「震災復興 寺院本堂」 鈴木 正明 会員
本日は、予定を変更して私の郷里であります福島の話をしたいと思います。
福島県は縦の線で、浜通り地方・中通り地方・会津地方と呼んでおります。今回は浜通り地方が、津波により壊滅です。
我が子どもの頃も、地震は頻繁にあり、父親からは『地震の時は、真っ先に引き戸を開けるように、そしてすぐには外に出るな』
家が傾いては、建具は開かないので逃げることが出来ない。
いざと言う時、開けてある戸口から逃げること。地震直後に外にでれば、地割れにのみこまれる。などでした。

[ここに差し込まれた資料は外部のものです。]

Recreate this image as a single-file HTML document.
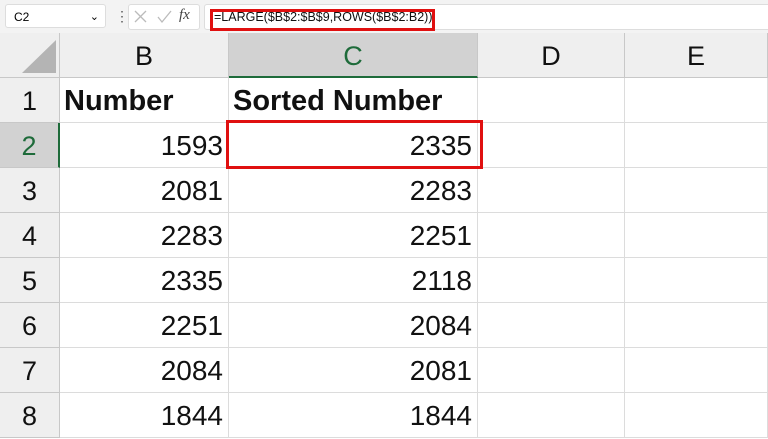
<!DOCTYPE html>
<html><head><style>
body{margin:0;width:768px;height:436px;overflow:hidden;background:#fff;font-family:"Liberation Sans",sans-serif;position:relative}
.top{position:absolute;left:0;top:0;width:768px;height:33px;background:#f3f3f3;border-bottom:1px solid #ddd}
.nb{position:absolute;left:5px;top:4px;width:101px;height:24px;background:#fff;border:1px solid #ddd;border-radius:3px;font-size:12px;line-height:24px;padding-left:8px;box-sizing:border-box}
.fb{position:absolute;left:204px;top:4px;width:564px;height:24px;background:#fff;border:1px solid #ddd;border-radius:3px 0 0 3px}
.ib{position:absolute;left:128px;top:4px;width:70px;height:24px;background:#fff;border:1px solid #ddd;border-radius:3px}
.rb{position:absolute;border:3px solid #e01010;box-sizing:border-box}
.cell{position:absolute;box-sizing:border-box;border-right:1px solid #dcdcdc;border-bottom:1px solid #dcdcdc;font-size:28px;line-height:46px;color:#111}
.h{background:#efefef;text-align:center;border-color:#c8c8c8;font-size:27px}
.r{text-align:right;padding-right:5px}
.b{font-weight:bold;padding-left:4px;font-size:29px}
</style></head><body>
<div class="top"></div>
<div class="nb">C2<span style="position:absolute;right:6px;top:0;font-size:11px">&#8964;</span></div>
<div style="position:absolute;left:115px;top:8px;font-size:14px;color:#555">&#8942;</div>
<div class="ib">
<svg width="70" height="24" style="position:absolute;left:0;top:0"><path d="M6 6l11 11M17 6L6 17" stroke="#bbb" stroke-width="1.3" fill="none"/><path d="M29 12l4 5 9-11" stroke="#bbb" stroke-width="1.3" fill="none"/></svg>
<span style="position:absolute;left:50px;top:2px;font-family:'Liberation Serif',serif;font-style:italic;font-size:15px;color:#444">fx</span></div>
<div class="fb"></div>
<div style="position:absolute;left:214px;top:10px;font-size:12.5px;color:#111">=LARGE($B$2:$B$9,ROWS($B$2:B2))</div>
<div class="rb" style="left:210px;top:9px;width:225px;height:22px"></div>
<div id="g"></div>
<script>
var cols=[[0,60],[60,169],[229,249],[478,147],[625,143]];
var hdr=["","B","C","D","E"];
var B=["Number","1593","2081","2283","2335","2251","2084","1844"];
var C=["Sorted Number","2335","2283","2251","2118","2084","2081","1844"];
var h="";
for(var i=0;i<5;i++){var c=cols[i];var st=i==2?"background:#d2d2d2;color:#1e6b3a;border-bottom:2px solid #1e6b3a;":"";
h+='<div class="cell h" style="left:'+c[0]+'px;top:33px;width:'+c[1]+'px;height:45px;'+st+'">'+hdr[i]+'</div>';}
h+='<svg style="position:absolute;left:22px;top:40px" width="36" height="34"><path d="M34 0L34 33L0 33Z" fill="#b4b4b4"/></svg>';
for(var r=0;r<8;r++){var t=78+r*45;
var st=r==1?"background:#d2d2d2;color:#1e6b3a;border-right:2px solid #1e6b3a;":"";
h+='<div class="cell h" style="left:0;top:'+t+'px;width:60px;height:45px;'+st+'">'+(r+1)+'</div>';
var cls=r==0?"b":"r";
h+='<div class="cell '+cls+'" style="left:60px;top:'+t+'px;width:169px;height:45px">'+B[r]+'</div>';
h+='<div class="cell '+cls+'" style="left:229px;top:'+t+'px;width:249px;height:45px">'+C[r]+'</div>';
h+='<div class="cell" style="left:478px;top:'+t+'px;width:147px;height:45px"></div>';
h+='<div class="cell" style="left:625px;top:'+t+'px;width:143px;height:45px"></div>';}
h+='<div class="rb" style="left:226px;top:120px;width:257px;height:49px"></div>';
document.getElementById("g").innerHTML=h;
</script>
</body></html>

小さな地震はありましたが、平穏な日々を18年間過ごす中、私が中学生のとき『浜通りは景気が良く、急場の歓楽街が出来たそうだ』と聞きました。これが原発景気で、地元の人々を含め工事関係者など、大勢の人たちが原発景気に沸いたそうであります。
北陸の原発には、テロ対策として県警の特殊部隊が、自動小銃で武装して警戒しているとの、話は聞いておりましたが、まさか津波で危機的状況になるとは、全く想像しておりませんでした。
福島においての原子力発電所の事は、景気が良かったとの認識しかないので、友人との電話で、生家からは100キロくらい離れているので大丈夫と話をしましたが、心配で福島の兄に確認しましら40キロ先にあるとのこと、びっくり仰天でした。

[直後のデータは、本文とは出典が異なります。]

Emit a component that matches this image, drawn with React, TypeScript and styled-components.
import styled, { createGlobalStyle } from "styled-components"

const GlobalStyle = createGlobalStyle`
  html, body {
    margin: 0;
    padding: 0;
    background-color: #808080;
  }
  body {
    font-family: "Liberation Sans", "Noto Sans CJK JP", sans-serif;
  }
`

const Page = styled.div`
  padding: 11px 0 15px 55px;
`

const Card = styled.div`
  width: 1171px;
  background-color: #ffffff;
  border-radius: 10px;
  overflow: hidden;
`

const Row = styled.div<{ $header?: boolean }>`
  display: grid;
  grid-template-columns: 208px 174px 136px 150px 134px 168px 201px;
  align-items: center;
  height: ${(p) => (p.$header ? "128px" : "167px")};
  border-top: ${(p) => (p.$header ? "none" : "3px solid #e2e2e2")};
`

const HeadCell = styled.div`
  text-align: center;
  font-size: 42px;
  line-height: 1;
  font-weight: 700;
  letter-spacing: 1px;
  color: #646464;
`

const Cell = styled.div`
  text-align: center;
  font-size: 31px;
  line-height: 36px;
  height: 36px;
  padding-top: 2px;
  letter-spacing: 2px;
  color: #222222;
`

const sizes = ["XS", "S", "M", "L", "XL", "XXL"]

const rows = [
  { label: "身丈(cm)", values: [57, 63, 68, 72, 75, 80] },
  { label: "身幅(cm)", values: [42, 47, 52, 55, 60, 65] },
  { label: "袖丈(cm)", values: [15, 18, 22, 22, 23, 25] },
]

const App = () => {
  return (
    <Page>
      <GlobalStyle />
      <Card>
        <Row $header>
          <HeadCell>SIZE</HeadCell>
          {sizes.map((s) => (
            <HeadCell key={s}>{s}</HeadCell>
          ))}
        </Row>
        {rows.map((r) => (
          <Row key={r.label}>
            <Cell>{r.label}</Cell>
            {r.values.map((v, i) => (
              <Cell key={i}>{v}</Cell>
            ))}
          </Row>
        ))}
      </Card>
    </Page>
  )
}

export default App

地図で確認しましたら、40キロで私の郷里、二本松市の東部が入り、私の生家からは約50キロ先に危機的状況の発電所があります。その上、建屋が爆発するは、黒煙は上がるテレビ報道で、兄と相談し娘と孫を非難させようとなり、又、生活物資がないなどの状況を聞き、袋詰ラーメンを買いに走るも品切れ、何とかカップラーメン、生鮮野菜などを買い込んで、3月19日深夜3時に大阪を出発し、途中、富山の知人に段取りして頂いた、ガソリン3缶を積んで走り、二本松には午後2時に着きました。
中通り地方は地震の被害も屋根の棟がわらが崩れる程度で、家屋の損壊などはなかったように見えました。

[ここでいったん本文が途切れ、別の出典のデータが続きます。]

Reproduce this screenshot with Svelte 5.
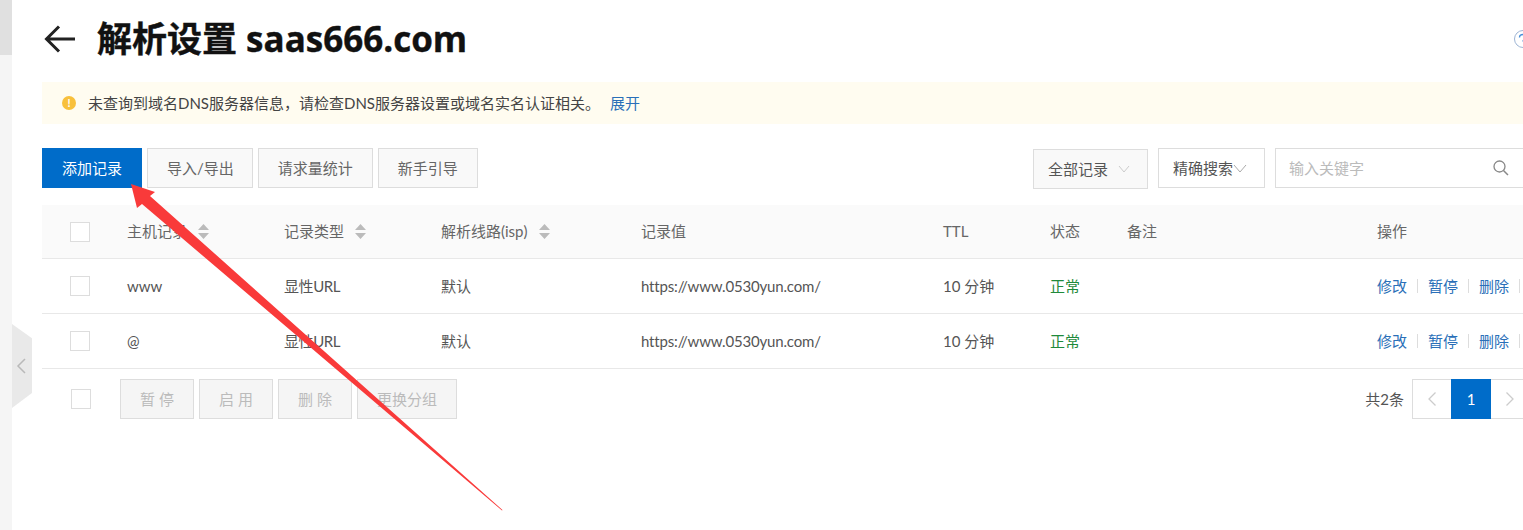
<script>
	const columns = [
		{ label: '主机记录', sort: true },
		{ label: '记录类型', sort: true },
		{ label: '解析线路(isp)', sort: true },
		{ label: '记录值' },
		{ label: 'TTL' },
		{ label: '状态' },
		{ label: '备注' },
		{ label: '操作' }
	]

	const records = [
		{ host: 'www', type: '显性URL', line: '默认', value: 'https://www.0530yun.com/', ttl: '10 分钟', status: '正常' },
		{ host: '@', type: '显性URL', line: '默认', value: 'https://www.0530yun.com/', ttl: '10 分钟', status: '正常' }
	]

	const tools = ['导入/导出', '请求量统计', '新手引导']
	const batch = ['暂 停', '启 用', '删 除', '更换分组']
</script>

<div class="page">
	<aside class="rail"><div class="rail-top"></div></aside>
	<div class="rail-handle">
		<svg width="10" height="16" viewBox="0 0 10 16"><path d="M9 1 2 8l7 7" fill="none" stroke="#b9b9b9" stroke-width="1.5" /></svg>
	</div>

	<main class="main">
		<div class="content">
			<header class="title-row">
				<svg class="back" width="32" height="28" viewBox="0 0 32 28">
					<path d="M15 1.500 2.500 14 15 26.500M3 14h28" fill="none" stroke="#222" stroke-width="3" />
				</svg>
				<h1>解析设置 saas666.com</h1>
				<svg class="help" width="18" height="18" viewBox="0 0 18 18">
					<circle cx="9" cy="9" r="8.500" fill="none" stroke="#9db4d4" />
					<path d="M5.500 7.500C5.500 5.500 7 4.500 9 4.500s3.500 1 3.500 2.800c0 2-3.500 2-3.500 4.200" fill="none" stroke="#4a90d9" stroke-width="1.400" />
				</svg>
			</header>

			<div class="alert">
				<span class="alert-icon">!</span>
				<span class="alert-text">未查询到域名DNS服务器信息，请检查DNS服务器设置或域名实名认证相关。</span>
				<span class="link expand">展开</span>
			</div>

			<div class="toolbar">
				<button class="btn primary">添加记录</button>
				{#each tools as tool}
					<button class="btn">{tool}</button>
				{/each}
				<div class="spacer"></div>
				<div class="select all">
					<span class="lift">全部记录</span>
					<svg width="12" height="8" viewBox="0 0 12 8"><path d="M1 1l5 6 5-6" fill="none" stroke="#ccc" /></svg>
				</div>
				<div class="select exact">
					<span class="lift">精确搜索</span>
					<svg width="14" height="9" viewBox="0 0 14 9"><path d="M1 1l6 7 6-7" fill="none" stroke="#aaa" /></svg>
				</div>
				<div class="search">
					<span class="lift">输入关键字</span>
					<svg width="18" height="18" viewBox="0 0 18 18">
						<circle cx="7.500" cy="7.500" r="5.500" fill="none" stroke="#888" stroke-width="1.300" />
						<path d="M11.500 11.500 16 16" stroke="#888" stroke-width="1.500" />
					</svg>
				</div>
			</div>

			<div class="row head">
				<span class="check"></span>
				{#each columns as col}
					<span class="cell">
						{col.label}
						{#if col.sort}
							<svg class="sort" width="11" height="15" viewBox="0 0 11 15">
								<path d="M5.500 0 11 6H0zM5.500 15 0 9h11z" fill="#bbb" />
							</svg>
						{/if}
					</span>
				{/each}
			</div>
			{#each records as rec}
				<div class="row">
					<span class="check"></span>
					<span class="cell plain">{rec.host}</span>
					<span class="cell type">{rec.type}</span>
					<span class="cell">{rec.line}</span>
					<span class="cell plain url">{rec.value}</span>
					<span class="cell">{rec.ttl}</span>
					<span class="cell ok">{rec.status}</span>
					<span class="cell"></span>
					<span class="cell actions">
						<span class="link">修改</span><i></i><span class="link">暂停</span><i></i><span class="link">删除</span><i></i>
					</span>
				</div>
			{/each}

			<div class="foot">
				<span class="check foot-check"></span>
				{#each batch as label}
					<button class="btn disabled">{label}</button>
				{/each}
				<div class="spacer"></div>
				<span class="total">共2条</span>
				<div class="pager">
					<span class="nav">
						<svg width="10" height="16" viewBox="0 0 10 16"><path d="M8.500 1.500 2 8l6.500 6.500" fill="none" stroke="#ccc" stroke-width="1.300" /></svg>
					</span>
					<span class="current">1</span>
					<span class="nav">
						<svg width="10" height="16" viewBox="0 0 10 16"><path d="M1.500 1.500 8 8l-6.500 6.500" fill="none" stroke="#ccc" stroke-width="1.300" /></svg>
					</span>
				</div>
			</div>
		</div>
	</main>

	<!-- red annotation drawn over the screenshot -->
	<svg class="annotation" width="1523" height="530" viewBox="0 0 1523 530">
		<polygon points="131,184 155,192 150,196 502.500,510 502,510.500 142,204 137,208" fill="#f93a3a" />
	</svg>
</div>

<style>
	:global(body) {
		margin: 0;
		background: #fff;
		overflow: hidden;
	}
	.page {
		position: relative;
		display: flex;
		width: 1523px;
		height: 530px;
		overflow: hidden;
		font-family: Lato, 'Noto Sans CJK SC', sans-serif;
		font-size: 15px;
		color: #555;
	}
	.rail {
		width: 12px;
		flex: none;
		background: #f5f5f5;
	}
	.rail-top {
		height: 55px;
		background: #e0e0e0;
	}
	.rail-handle {
		position: absolute;
		left: 12px;
		top: 324px;
		width: 20px;
		height: 84px;
		background: #e9e9e9;
		clip-path: polygon(0 0, 100% 17%, 100% 82%, 0 100%);
		display: flex;
		align-items: center;
		padding-left: 4px;
		box-sizing: border-box;
	}
	.main {
		flex: 1;
		min-width: 0;
		padding-left: 30px;
		overflow: hidden;
	}
	.content {
		width: 1493px;
	}
	.title-row {
		height: 82px;
		display: flex;
		align-items: center;
		padding-left: 2px;
		box-sizing: border-box;
		padding-bottom: 5px;
	}
	.back {
		flex: none;
		margin-right: 21px;
	}
	h1 {
		margin: 0;
		flex: 1;
		font-family: 'Open Sans', 'Noto Sans CJK SC', sans-serif;
		font-size: 35px;
		font-weight: 700;
		color: #111;
		line-height: 44px;
		-webkit-text-stroke: 0.4px #111;
	}
	.help {
		flex: none;
		margin-right: 3px;
	}
	.alert {
		height: 42px;
		display: flex;
		align-items: center;
		padding-left: 20px;
		background: #fffcf0;
		color: #444;
	}
	.alert-icon {
		width: 14px;
		height: 14px;
		margin-right: 12px;
		border-radius: 50%;
		background: #f8c03c;
		color: #fff;
		font-size: 11px;
		font-weight: 700;
		line-height: 14px;
		text-align: center;
	}
	.alert-text,
	.expand,
	.lift {
		padding-bottom: 2px;
	}
	.expand {
		margin-left: 10px;
	}
	.link {
		color: #2a6fb8;
	}
	.toolbar {
		display: flex;
		align-items: flex-start;
		gap: 5px;
		margin-top: 24px;
		height: 57px;
	}
	.spacer {
		flex: 1;
	}
	.btn {
		height: 40px;
		padding: 0 19px 2px;
		border: 1px solid #ddd;
		background: #f9f9f9;
		color: #666;
		font: inherit;
	}
	.toolbar .btn:nth-child(2) {
		padding-right: 18px;
	}
	.primary {
		width: 100px;
		padding: 0 0 2px;
		border-color: #006cc9;
		background: #006cc9;
		color: #fff;
	}
	.select {
		display: flex;
		align-items: center;
		height: 40px;
		box-sizing: border-box;
		border: 1px solid #ddd;
		color: #555;
	}
	.all {
		width: 115px;
		margin-top: 1px;
		padding-left: 14px;
		gap: 10px;
		background: #f9f9f9;
	}
	.exact {
		width: 107px;
		margin-left: 5px;
		padding-left: 14px;
		background: #fff;
	}
	.search {
		display: flex;
		align-items: center;
		justify-content: space-between;
		width: 260px;
		height: 40px;
		margin-left: 5px;
		padding: 0 24px 0 13px;
		box-sizing: border-box;
		border: 1px solid #ddd;
		color: #bbb;
	}
	.row {
		display: grid;
		grid-template-columns: 85px 157px 157px 200px 302px 107px 77px 250px 1fr;
		align-items: center;
		height: 55px;
		box-sizing: border-box;
		border-bottom: 1px solid #e8e8e8;
	}
	.head {
		height: 54px;
		background: #fafafa;
		color: #666;
	}
	.check {
		display: block;
		width: 20px;
		height: 20px;
		margin-left: 28px;
		box-sizing: border-box;
		border: 1px solid #ddd;
		background: #fff;
	}
	.cell {
		display: flex;
		align-items: center;
		padding-bottom: 2px;
		white-space: nowrap;
	}
	.plain {
		padding-bottom: 0;
	}
	.url {
		letter-spacing: -0.17px;
	}
	.type {
		letter-spacing: -0.4px;
	}
	.sort {
		margin-left: 11px;
		margin-top: 2px;
	}
	.ok {
		color: #1f8a3b;
	}
	.actions i {
		width: 1px;
		height: 14px;
		margin: 2px 10px 0;
		background: #ddd;
	}
	.foot {
		display: flex;
		align-items: center;
		gap: 5px;
		height: 40px;
		margin-top: 10px;
	}
	.foot-check {
		margin-left: 29px;
		margin-right: 24px;
	}
	.disabled {
		width: 74px;
		padding: 0 0 2px;
		background: #f5f5f5;
		color: #bbb;
	}
	.disabled:last-of-type {
		width: 100px;
	}
	.total {
		margin-right: 3px;
		padding-bottom: 2px;
	}
	.pager {
		display: flex;
		height: 40px;
		box-sizing: border-box;
		border: 1px solid #ddd;
		margin-right: 5px;
	}
	.nav {
		display: flex;
		align-items: center;
		justify-content: center;
		width: 38px;
	}
	.current {
		width: 40px;
		margin: -1px 0;
		background: #006cc9;
		color: #fff;
		line-height: 40px;
		text-align: center;
	}
	.annotation {
		position: absolute;
		left: 0;
		top: 0;
		pointer-events: none;
	}
</style>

しかし、ガソリンスタンドが営業しているのは、JAか出光くらいでした。そこに長蛇の列で、一回の給油で1000円分とか、20リッターとの事でした。私の妹も7時間待って20リッターの給油との事でした。地方の交通機関は、各自1台の自家用車時代で路線バスもなくなり、ガソリンは必需品、ガソリンがなければ身動きがとれず、放射線による避難勧告もままならず。といった状況です。
私の生家は農家です。兄は露地物のキューリ・しいたけなどのキノコ類・稲作をしております。稲作は作付け委託を受け段々と規模が大きくなり、農機具を購入したばかりで今後どうなるだろうか、大変心配しております。今年も、例年通りの作付けをするそうですが、果たして出荷が出来るか、又、作付けをしないと補償の問題もあるので・・・といっておりました。
大阪には、翌日の20日に帰ってきました。結果兄の娘と孫は避難せずとなり、独り大阪に戻ってきました。